With the timing established, Jansson talked through the steps CSPs can take today in service of interdependent network and energy production/consumption goals. First, new equipment. Ericsson’s latest radios, basebands and other network components use the Ericsson Silicon that lowers the energy consumption in the range of 30 percent compared to industry benchmark. With modern RAN hardware in place, the second step is layering on smart software that effectively puts different network components to sleep when they’re not needed. An operator’s understanding of its total network power performance (including each and every site), coupled with artificial intelligence, can dynamically enable reductions in energy consumption and, following from that, operational expense. To understand what that looks like in practice, read how Ericsson and Vodafone U.K. halved energy consumption in a 5G trial. 

The third step, after hardware and software upgrades, is a focus on site energy elements, including the power plant and batteries. Power rectifiers that convert AC to DC power, for instance, are getting more efficient. Jansson said Ericsson has started to use power rectifiers that operate at 98% efficiency, meaning only 2% of power coming to the site dissipates as heat; this itself fits into the site design, dimensioning, and engineering as less heat generated means climate control equipment can run more efficiently. “Tailor your equipment configuration to be most energy efficient,” he said. 

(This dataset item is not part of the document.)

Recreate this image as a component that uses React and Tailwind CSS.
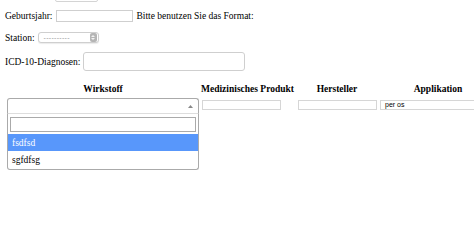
import React from "react";

export default function App() {
  return (
    <div className="w-[474px] h-[244px] overflow-hidden bg-white text-black text-[9.5px] leading-[12px] [font-family:'Liberation_Serif',serif]">
      <div className="ml-[55px] mt-[-10px] w-[43px] h-[12px] border border-[#d4d4d4] rounded-[2px]" />
      <div className="flex items-center pl-[5px] mt-[8px] h-[12px]">
        <span>Geburtsjahr:</span>
        <div className="ml-[3px] w-[77px] h-[12px] border border-[#cfcfcf] bg-white" />
        <span className="ml-[4px]">Bitte benutzen Sie das Format:</span>
      </div>
      <div className="flex items-center pl-[5px] mt-[10px] h-[11px]">
        <span>Station:</span>
        <div className="ml-[3px] w-[61px] h-[11px] border border-[#cfcfcf] rounded-[3px] bg-white flex items-center pl-[5px] pr-[1px] shadow-[0_1px_1px_rgba(0,0,0,0.08)]">
          <span className="text-[7px] leading-[7px] tracking-[0.3px] text-[#999] [font-family:'Liberation_Sans',sans-serif]">----------</span>
          <div className="ml-auto w-[7px] h-[9px] rounded-[2px] bg-[#b5b5b5] flex flex-col items-center justify-center gap-[1px]">
            <svg width="4" height="2" viewBox="0 0 4 2"><path d="M0 2L2 0L4 2Z" fill="#f2f2f2" /></svg>
            <svg width="4" height="2" viewBox="0 0 4 2"><path d="M0 0L2 2L4 0Z" fill="#f2f2f2" /></svg>
          </div>
        </div>
      </div>
      <div className="flex items-center pl-[5px] mt-[9px] h-[19px]">
        <span>ICD-10-Diagnosen:</span>
        <div className="ml-[3px] w-[162px] h-[19px] border border-[#cfcfcf] rounded-[3px] bg-white" />
      </div>
      <div className="flex mt-[12px] font-bold h-[12px] items-center whitespace-nowrap">
        <div className="ml-[7px] w-[192px] shrink-0 text-center">Wirkstoff</div>
        <div className="w-[97px] shrink-0 text-center">Medizinisches Produkt</div>
        <div className="w-[82px] shrink-0 text-center">Hersteller</div>
        <div className="w-[120px] shrink-0 text-center">Applikation</div>
      </div>
      <div className="flex mt-[3px] items-start">
        <div className="ml-[7px] w-[192px] shrink-0">
          <div className="h-[16px] border border-[#aaa] border-b-[#ddd] rounded-t-[3px] bg-white flex items-center justify-end pr-[5px]">
            <svg width="5" height="3" viewBox="0 0 5 3"><path d="M0 3L2.5 0L5 3Z" fill="#888" /></svg>
          </div>
          <div className="border border-t-0 border-[#aaa] rounded-b-[3px] bg-white">
            <div className="px-[2px] pt-[3px] pb-[2px]">
              <div className="h-[15px] border border-[#aaa]" />
            </div>
            <div className="h-[17px] bg-[#5897fb] text-white pl-[4px] flex items-center">fsdfsd</div>
            <div className="h-[18px] pl-[4px] flex items-center">sgfdfsg</div>
          </div>
        </div>
        <div className="ml-[3px] mt-[2px] w-[79px] h-[10px] shrink-0 border border-[#d6d6d6] bg-white" />
        <div className="ml-[17px] mt-[2px] w-[79px] h-[10px] shrink-0 border border-[#d6d6d6] bg-white" />
        <div className="ml-[3px] mt-[2px] w-[110px] h-[10px] shrink-0 border border-[#d6d6d6] bg-white flex items-center pl-[4px] text-[7px] text-black [font-family:'Liberation_Sans',sans-serif]">per os</div>
      </div>
    </div>
  );
}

The next step is arguably the most important as it has the potential to propel CSPs into a new era of network design, construction and operation, but it challenges decades-old methodologies. Instead of diesel generators and lead-acid batteries, operators need to be thinking about site-specific renewable energy sources like solar panels connected up to lithium-ion batteries. Another important consideration is the resiliency of vital network infrastructure as the impacts of climate change become increasingly apparent and increasingly threatening to infrastructure-dependent services. 

Recall the trends around data demand, IoT, and distributed computing mentioned earlier in this article. If you believe in the continuing growth of a smart, connected society, there must be a concurrent growth in energy production. In the context of more tightly integrating energy production with mobile networks, there are larger, complementary interdependencies to be realized if you consider scaling from one site to many. This also aligns with the evolution of the utilities sector in terms of the need for added resiliency, sourcing sovereignty, renewable microgrids offsetting peak demand load, and other factors. 

“This is something we continue to invest in,” Jansson said. “The Ericsson Smart Connected Site ties the radios and processors tightly together with the power, energy, and climate systems and you can monitor all of it remotely. This awareness makes it possible for the operator to make decisions to help lower the network power consumption while increasing the network robustness.”